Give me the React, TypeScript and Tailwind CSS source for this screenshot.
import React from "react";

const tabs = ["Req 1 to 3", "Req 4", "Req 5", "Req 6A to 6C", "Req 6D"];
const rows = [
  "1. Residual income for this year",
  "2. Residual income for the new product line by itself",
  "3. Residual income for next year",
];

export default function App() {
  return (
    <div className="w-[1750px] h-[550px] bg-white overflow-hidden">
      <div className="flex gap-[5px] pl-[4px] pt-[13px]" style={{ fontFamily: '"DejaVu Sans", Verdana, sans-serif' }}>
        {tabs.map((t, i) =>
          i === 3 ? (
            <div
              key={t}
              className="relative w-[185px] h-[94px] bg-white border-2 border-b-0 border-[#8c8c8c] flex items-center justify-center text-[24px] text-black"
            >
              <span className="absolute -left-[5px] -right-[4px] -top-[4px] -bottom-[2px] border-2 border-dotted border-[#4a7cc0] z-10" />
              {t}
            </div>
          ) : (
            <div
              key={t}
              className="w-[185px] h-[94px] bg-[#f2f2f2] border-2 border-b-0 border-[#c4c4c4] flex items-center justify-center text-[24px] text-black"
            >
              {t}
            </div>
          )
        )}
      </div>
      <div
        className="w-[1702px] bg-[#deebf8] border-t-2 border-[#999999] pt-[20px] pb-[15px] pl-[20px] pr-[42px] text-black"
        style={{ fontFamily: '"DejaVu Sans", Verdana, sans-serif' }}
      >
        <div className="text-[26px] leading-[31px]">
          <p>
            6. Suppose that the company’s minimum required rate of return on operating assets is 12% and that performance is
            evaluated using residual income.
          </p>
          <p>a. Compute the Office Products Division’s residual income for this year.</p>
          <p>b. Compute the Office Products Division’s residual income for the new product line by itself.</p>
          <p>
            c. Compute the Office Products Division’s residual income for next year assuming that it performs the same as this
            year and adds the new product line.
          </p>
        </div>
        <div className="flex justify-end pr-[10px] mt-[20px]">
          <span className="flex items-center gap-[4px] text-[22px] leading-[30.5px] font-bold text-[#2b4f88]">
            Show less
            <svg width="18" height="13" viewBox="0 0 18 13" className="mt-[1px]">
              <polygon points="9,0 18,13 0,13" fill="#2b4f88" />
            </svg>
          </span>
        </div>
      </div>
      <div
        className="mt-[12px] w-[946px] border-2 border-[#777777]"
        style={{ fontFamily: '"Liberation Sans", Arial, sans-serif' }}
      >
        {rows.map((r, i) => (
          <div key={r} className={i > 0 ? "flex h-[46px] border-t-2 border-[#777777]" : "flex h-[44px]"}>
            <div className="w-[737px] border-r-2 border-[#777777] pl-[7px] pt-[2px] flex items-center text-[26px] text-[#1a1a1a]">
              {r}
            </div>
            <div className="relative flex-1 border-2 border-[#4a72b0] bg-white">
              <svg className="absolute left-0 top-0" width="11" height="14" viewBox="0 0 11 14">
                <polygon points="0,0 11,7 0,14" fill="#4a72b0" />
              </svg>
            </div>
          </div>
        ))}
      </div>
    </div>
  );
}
++++++++
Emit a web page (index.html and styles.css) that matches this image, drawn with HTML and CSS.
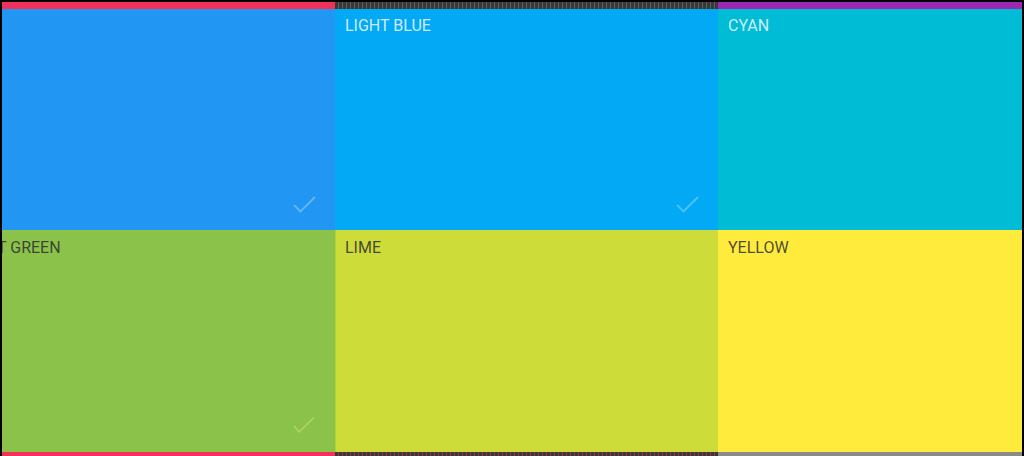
++++++++
SET PROBLEM: Using the data above, extract exactly the lines from the one that holds "Give me the" to the one that holds "import React from", both ends included, and no others.

TASK ANSWER:
Give me the React, TypeScript and Tailwind CSS source for this screenshot.
import React from "react";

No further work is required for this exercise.